For years, I was on a quest. A quest for the perfect fried chicken tender. I’m talking about the kind you remember from that one hidden-gem diner—impossibly crispy on the outside, with a juicy, flavorful inside that practically melts in your mouth. My early attempts were, to be frank, a disaster. I battled soggy breading, bland chicken, and coatings that slid right off in the hot oil. It was frustrating.
The breakthrough came when I stopped treating the breading as just a coating and started thinking of it as a crucial, multi-step process. The secret wasn’t one thing, but two working in perfect harmony: a long, acidic buttermilk brine followed by a specific double-dredging technique that creates a craggy, ultra-crisp crust that *actually* sticks.

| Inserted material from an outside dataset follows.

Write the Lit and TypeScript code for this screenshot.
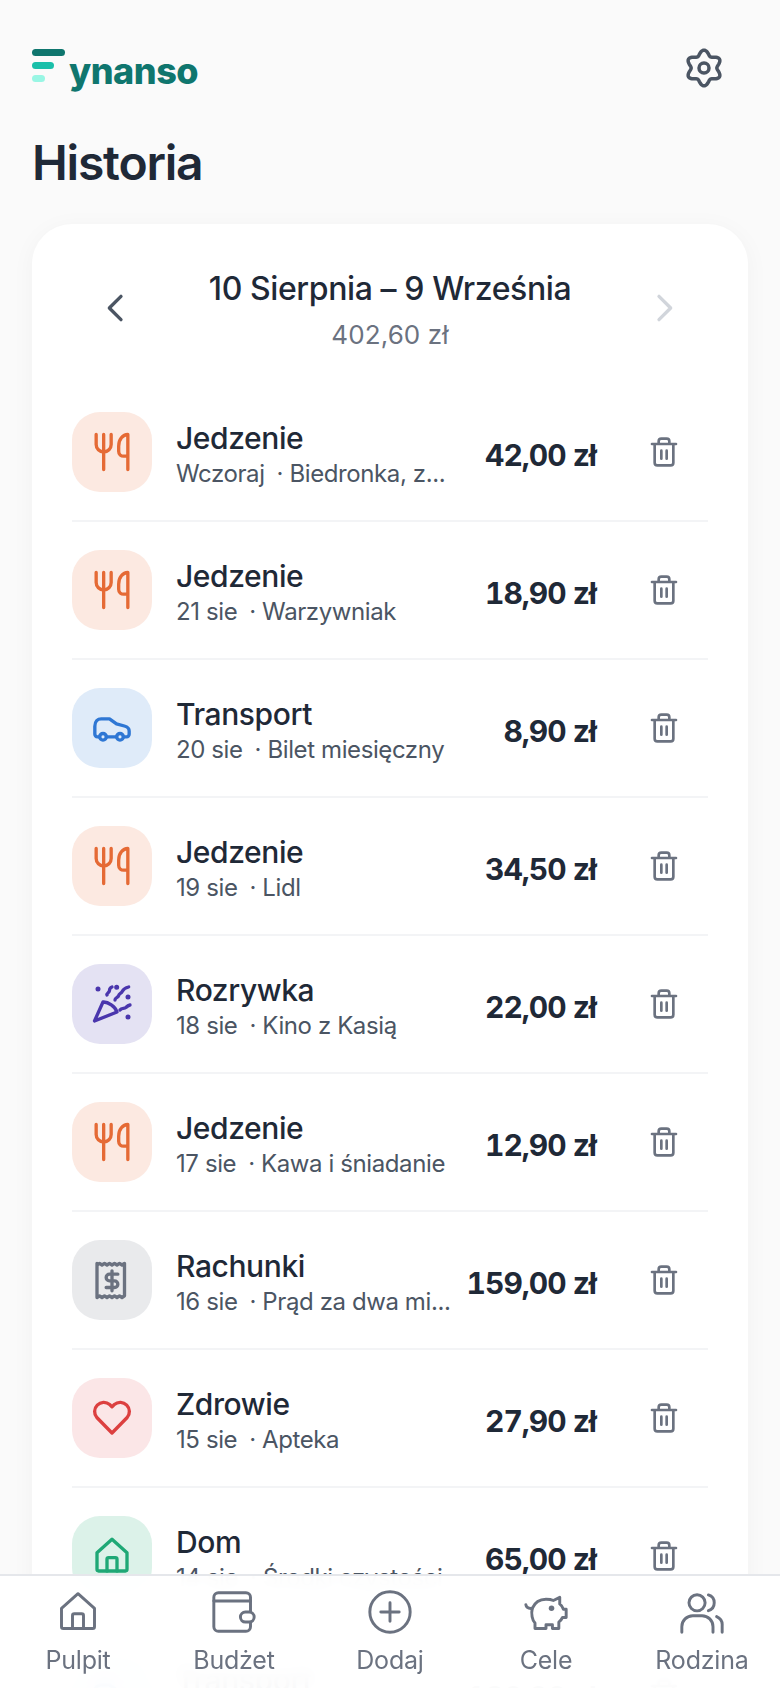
import { LitElement, html, css, svg } from 'lit';
import { customElement } from 'lit/decorators.js';

// Polar gear outline: six soft lobes, one pointing up
function gearPath() {
  const pts: string[] = [];
  for (let i = 0; i < 120; i++) {
    const t = (i / 120) * Math.PI * 2;
    const r = 9.2 + 1.5 * Math.cos(6 * t);
    pts.push(`${(12 + r * Math.sin(t)).toFixed(2)} ${(12 - r * Math.cos(t)).toFixed(2)}`);
  }
  return `M${pts.join('L')}Z`;
}

const ICONS = {
  food: svg`<path d="M2.5 1.5v6a4.5 4.5 0 0 0 9 0v-6M7 1.5v21M21.5 22.5v-21c-3 0-5.5 3-5.5 7v3c0 2 1.5 3 3 3h2.5"/>`,
  car: svg`<path d="M4.600 17.300H3.200a1.500 1.500 0 0 1-1.500-1.500V11c0-3 1.800-4.500 3.800-4.500h5l4.200 3 4.700 1.300c1.500.4 2.900 1.500 2.900 3v2a1.500 1.500 0 0 1-1.500 1.500h-2M8.600 17.300h6.200"/><circle cx="6.600" cy="17.300" r="2"/><circle cx="16.800" cy="17.300" r="2"/>`,
  party: svg`<path d="M1.500 22.200 6.600 10.800c3-.3 7.500 3 8.400 6Z"/><path d="M13.800 9.600c0-1.500 1.800-1.200 2.200-2.700.4-1.500 1.500-1 2.300-2.700.6-1.300 2-2 3.700-2.400M9 6.600c-.4-1.200 1.500-1.500 1.500-2.700 0-1 .7-1.800 1.500-2.100M16.800 15.600c1-1.500 2.500-.6 3.500-1.500.7-.7 1.500-1.300 2.500-1.500"/><path class="dot" d="M3.600 3h.01M14.800 2h.01M21.600 7.800h.01M21.600 19.800h.01"/>`,
  bill: svg`<path d="M3 2v20.500l1.500-1 1.500 1 1.500-1 1.500 1 1.500-1 1.500 1 1.500-1 1.500 1 1.500-1 1.500 1 1.500-1V2l-1.500 1-1.500-1-1.500 1-1.500-1-1.500 1-1.500-1-1.500 1-1.500-1-1.500 1-1.500-1-1.500 1Z"/><path d="M15.500 8.500H10.500a2 2 0 0 0 0 4h3a2 2 0 0 1 0 4H8.500M12 6.500v12"/>`,
  heart: svg`<path d="M12 21 2.900 11.700a5.500 5.500 0 0 1 7.700-7.800L12 5.300l1.400-1.400a5.500 5.500 0 0 1 7.700 7.800Z"/>`,
  home: svg`<path d="M3 10 12 2l9 8v10a1 1 0 0 1-1 1H4a1 1 0 0 1-1-1Z"/><path d="M9 21v-7a1 1 0 0 1 1-1h4a1 1 0 0 1 1 1v7"/>`,
  wallet: svg`<rect x="1" y="1.500" width="20" height="21" rx="2.500"/><path d="M1 6h20"/><rect class="clasp" x="15.500" y="12" width="7.500" height="5.500" rx="2.750"/>`,
  plus: svg`<circle cx="12" cy="12" r="11"/><path d="M12 7v10M7 12h10"/>`,
  pig: svg`<path d="M4.500 10C6 6.500 9 5 12 5c1.500 0 3 .2 4 .7L19.500 4v3.600c1 .8 1.600 1.800 2 2.900H23V15h-2c-.6 1.200-1.300 2-2 2.500V21h-3.500v-2H12v2H6v-3c-1.500-1.500-2.200-5-1.500-8Z"/><path d="M1 8c.2 1.500 1.500 2.200 3.500 2"/><path class="dot" d="M15 10h.01"/>`,
  family: svg`<circle cx="9.300" cy="7" r="4.400"/><path d="M1 23v-3a6 6 0 0 1 6-6h5a6 6 0 0 1 6 6v3M15.500 2.700a4.500 4.500 0 0 1 0 8.600M20 14.500a5 5 0 0 1 3 5V23"/>`,
  trash: svg`<path d="M3 6h18M5 6v14a2 2 0 0 0 2 2h10a2 2 0 0 0 2-2V6M8 6V4a2 2 0 0 1 2-2h4a2 2 0 0 1 2 2v2M10 11v6M14 11v6"/>`,
};

type IconName = keyof typeof ICONS;

const TINTS: Record<string, { bg: string; fg: string; icon: IconName }> = {
  Jedzenie: { bg: '#fce9e1', fg: '#e56a35', icon: 'food' },
  Transport: { bg: '#dfebf9', fg: '#2f77d4', icon: 'car' },
  Rozrywka: { bg: '#e4e2f3', fg: '#4a36ad', icon: 'party' },
  Rachunki: { bg: '#e9eaec', fg: '#6b7280', icon: 'bill' },
  Zdrowie: { bg: '#fbe6e7', fg: '#dc4040', icon: 'heart' },
  Dom: { bg: '#dcf2e9', fg: '#1fa876', icon: 'home' },
};

const EXPENSES = [
  { cat: 'Jedzenie', date: 'Wczoraj', note: 'Biedronka, z...', amount: '42,00 zł' },
  { cat: 'Jedzenie', date: '21 sie', note: 'Warzywniak', amount: '18,90 zł' },
  { cat: 'Transport', date: '20 sie', note: 'Bilet miesięczny', amount: '8,90 zł' },
  { cat: 'Jedzenie', date: '19 sie', note: 'Lidl', amount: '34,50 zł' },
  { cat: 'Rozrywka', date: '18 sie', note: 'Kino z Kasią', amount: '22,00 zł' },
  { cat: 'Jedzenie', date: '17 sie', note: 'Kawa i śniadanie', amount: '12,90 zł' },
  { cat: 'Rachunki', date: '16 sie', note: 'Prąd za dwa mi...', amount: '159,00 zł' },
  { cat: 'Zdrowie', date: '15 sie', note: 'Apteka', amount: '27,90 zł' },
  { cat: 'Dom', date: '14 sie', note: 'Środki czystości', amount: '65,00 zł' },
  { cat: 'Transport', date: '13 sie', note: 'Paliwo', amount: '120,00 zł' },
];

const NAV: { label: string; icon: IconName }[] = [
  { label: 'Pulpit', icon: 'home' },
  { label: 'Budżet', icon: 'wallet' },
  { label: 'Dodaj', icon: 'plus' },
  { label: 'Cele', icon: 'pig' },
  { label: 'Rodzina', icon: 'family' },
];

@customElement('app-root')
export class AppRoot extends LitElement {
  static styles = css`
    :host {
      display: block;
      position: relative;
      height: 1688px;
      overflow: hidden;
      background: #fafafa;
      color: #1f2937;
      font-family: Inter, 'Noto Sans', sans-serif;
    }

    svg {
      display: block;
      fill: none;
      stroke: currentColor;
      stroke-linecap: round;
      stroke-linejoin: round;
    }
    svg .dot {
      stroke-width: 3;
    }
    svg .clasp {
      fill: #fff;
    }

    .top {
      display: flex;
      justify-content: space-between;
      align-items: center;
      height: 40px;
      padding: 48px 56px 0 32px;
    }
    .logo {
      display: flex;
      align-items: flex-start;
      gap: 4px;
    }
    .bars {
      display: flex;
      flex-direction: column;
      gap: 6px;
      padding-top: 3px;
    }
    .bars i {
      display: block;
      height: 7px;
      border-radius: 4px;
    }
    .bars i:nth-child(1) {
      width: 33px;
      background: #0f766e;
    }
    .bars i:nth-child(2) {
      width: 22px;
      background: #1abfa9;
    }
    .bars i:nth-child(3) {
      width: 13px;
      background: #99f6e4;
    }
    .logo-text {
      color: #0f766e;
      font-size: 36px;
      font-weight: 800;
      line-height: 40px;
      letter-spacing: -0.5px;
      margin-top: 5px;
    }
    .gear {
      color: #4b5563;
    }

    h1 {
      margin: 0;
      padding: 46px 32px 0;
      font-size: 48px;
      line-height: 58px;
      font-weight: 600;
      letter-spacing: -1.2px;
      color: #1f2937;
    }

    .card {
      margin: 32px 32px 0;
      padding: 0 40px;
      background: #fff;
      border-radius: 40px;
      box-shadow: 0 4px 24px rgba(0, 0, 0, 0.04);
    }

    .period {
      display: flex;
      align-items: center;
      justify-content: space-between;
      height: 160px;
      padding: 0 24px;
    }
    .period-mid {
      text-align: center;
      margin-top: 14px;
    }
    .period-title {
      font-size: 32px;
      line-height: 42px;
      font-weight: 500;
      letter-spacing: -0.4px;
      color: #1f2937;
    }
    .period-sum {
      font-size: 26px;
      line-height: 38px;
      margin-top: 6px;
      letter-spacing: 0.1px;
      color: #6b7280;
    }
    .chev {
      color: #4b5563;
      margin-top: 8px;
    }
    .chev.off {
      color: #d1d5db;
    }

    .row {
      display: flex;
      align-items: center;
      gap: 24px;
      padding: 28px 0;
      border-bottom: 2px solid #f3f4f6;
    }
    .tile {
      flex: none;
      width: 80px;
      height: 80px;
      border-radius: 28px;
      display: flex;
      align-items: center;
      justify-content: center;
    }
    .info {
      flex: 1;
      min-width: 0;
      margin-top: 6px;
    }
    .cat {
      font-size: 30px;
      line-height: 36px;
      font-weight: 500;
      letter-spacing: -0.4px;
      color: #1f2937;
    }
    .sub {
      margin-top: 2px;
      font-size: 24px;
      line-height: 32px;
      letter-spacing: -0.4px;
      color: #4b5563;
      white-space: nowrap;
    }
    .sub .date {
      margin-right: 12px;
    }
    .amount {
      flex: none;
      margin-top: 6px;
      font-size: 30px;
      font-weight: 700;
      font-variant-numeric: tabular-nums;
      letter-spacing: -1px;
      color: #1f2937;
    }
    .trash {
      flex: none;
      width: 88px;
      display: flex;
      justify-content: center;
      color: #6b7280;
    }

    nav {
      position: absolute;
      left: 0;
      right: 0;
      bottom: 0;
      height: 112px;
      display: grid;
      grid-template-columns: repeat(5, 1fr);
      border-top: 2px solid #e5e7eb;
      background: rgba(255, 255, 255, 0.96);
      backdrop-filter: blur(8px);
    }
    .tab {
      display: flex;
      flex-direction: column;
      align-items: center;
      padding-top: 14px;
      color: #6b7280;
    }
    .tab span {
      margin-top: 10px;
      font-size: 25px;
      line-height: 32px;
      letter-spacing: -0.2px;
    }
  `;

  private icon(name: IconName, size: number, width: number) {
    return html`<svg width=${size} height=${size} viewBox="0 0 24 24" stroke-width=${width}>${ICONS[name]}</svg>`;
  }

  render() {
    return html`
      <header class="top">
        <div class="logo">
          <div class="bars"><i></i><i></i><i></i></div>
          <div class="logo-text">ynanso</div>
        </div>
        <svg class="gear" width="40" height="40" viewBox="0 0 24 24" stroke-width="2.100">
          <path d=${gearPath()} />
          <circle cx="12" cy="12" r="3" />
        </svg>
      </header>
      <h1>Historia</h1>
      <section class="card">
        <div class="period">
          <svg class="chev" width="40" height="40" viewBox="0 0 24 24" stroke-width="2"><path d="M15 5l-7 7 7 7" /></svg>
          <div class="period-mid">
            <div class="period-title">10 Sierpnia – 9 Września</div>
            <div class="period-sum">402,60 zł</div>
          </div>
          <svg class="chev off" width="40" height="40" viewBox="0 0 24 24" stroke-width="2"><path d="M9 5l7 7-7 7" /></svg>
        </div>
        ${EXPENSES.map((e) => {
          const t = TINTS[e.cat];
          return html`
            <div class="row">
              <div class="tile" style="background:${t.bg};color:${t.fg}">${this.icon(t.icon, 40, 2)}</div>
              <div class="info">
                <div class="cat">${e.cat}</div>
                <div class="sub"><span class="date">${e.date}</span>· ${e.note}</div>
              </div>
              <div class="amount">${e.amount}</div>
              <div class="trash">${this.icon('trash', 32, 2)}</div>
            </div>
          `;
        })}
      </section>
      <nav>
        ${NAV.map((n) => html`<div class="tab">${this.icon(n.icon, 44, 1.6)}<span>${n.label}</span></div>`)}
      </nav>
    `;
  }
}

This isn’t just another recipe. This is the culmination of 20 years of trial, error, and a whole lot of fried chicken. I promise if you follow these steps precisely, you’ll ditch the takeout menus. You’ll be making chicken tenders so good, your family will think you ordered from a high-end restaurant. Let’s get cooking.
Recipe Card
| Course | Dinner, Main Course, Lunch, Appetizer |
| Cuisine | American, Southern |
| Featuring | Crispy Chicken, Buttermilk Brine, Double Dredge, Juicy Tenders, Family Friendly |
| Prep Time | 20 minutes |
| Cook Time | 15 minutes |
| Total Time | 35 minutes |
| Servings | 4 servings |
| Calories | 580 kcal |
| Author | Silas |
Ingredients
- 2 lbs boneless, skinless chicken breasts, cut into 1-inch thick tenders
- 2 cups buttermilk, full-fat
- 1 tbsp kosher salt
- 1 tsp black pepper, freshly ground
- 2 cups all-purpose flour
- 1/3 cup cornstarch
- 2 tsp smoked paprika
- 1.5 tsp garlic powder
- 1.5 tsp onion powder
- 1/2 tsp cayenne pepper (optional, for a little heat)
- 4-6 cups neutral oil for frying (like canola, vegetable, or peanut)
For the brine, you absolutely must use real buttermilk. Its acidity is key to tenderizing the chicken in a way milk with lemon juice just can’t replicate. For the oil, choose one with a high smoke point; canola or peanut oil are my top choices for their neutral flavor and stability at high temperatures.
Instructions
- Brine the Chicken: In a medium bowl, whisk together the buttermilk, 1/2 tbsp of the kosher salt, and 1/2 tsp of the black pepper. Add the chicken tenders, ensuring they are fully submerged. Cover the bowl and refrigerate for at least 4 hours, or preferably overnight (up to 24 hours).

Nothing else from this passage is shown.